After the third cycle of blessing the room, the Priest closes the doors to the altar area, and emerges through the left-hand pocket door to face and address the worshipers directly for the first time, making a few simple announcements about upcoming services. He holds in his hand a small gold cross. The sense of tension in the room dissipates as the worshipers leave their pews and walk up the aisle to greet the Priest and kiss the cross, moving in a counter-clockwise fashion around the shadowbox icon. It appears that the Priest has closely and successfully approached the divine, and then returned to share some small portion of it with those gathered before him. The heretofore unseen members of the choir end their chants, and leave their loft to file up the central aisle behind the congregation, equally eager to receive the blessings of the Priest, equally quick to adore the cross which he holds. They all leave the sanctuary more lightly than they entered it.

There are quiet, familiar conversations underway as the worshipers gather their belongings and leave the Church building, filtering out into the Maplewood neighborhood, the background murmurings of the unseen choir replaced by the background thrum of unseen traffic on the cloverleaf.
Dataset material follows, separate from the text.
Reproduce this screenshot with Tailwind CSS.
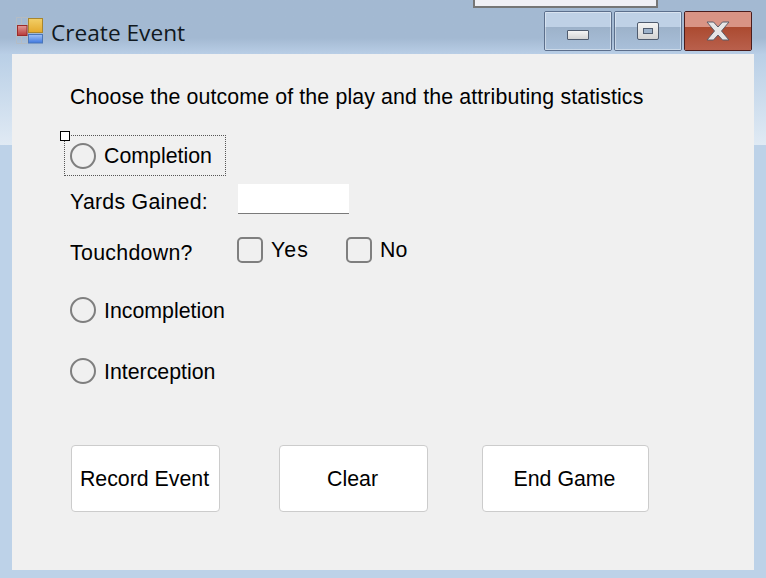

A few people walk directly from the Church down the block to Spiak’s Restaurant, which seems to be doing hearty Saturday night trade as I drive slowly past it and turn up the steep Elm Street hill toward my home in Latham. St. Basil’s cemetery hugs the hillside on my left as I climb, the sprawling jumble of distinctive three-barred Orthodox crosses indicating generations worth of interments there, and a population likely greater than that of Maplewood itself today, with many of those buried there having no doubt worshiped at St. Basil’s as their descendants and neighbors did tonight, under the watchful stares of the Saints.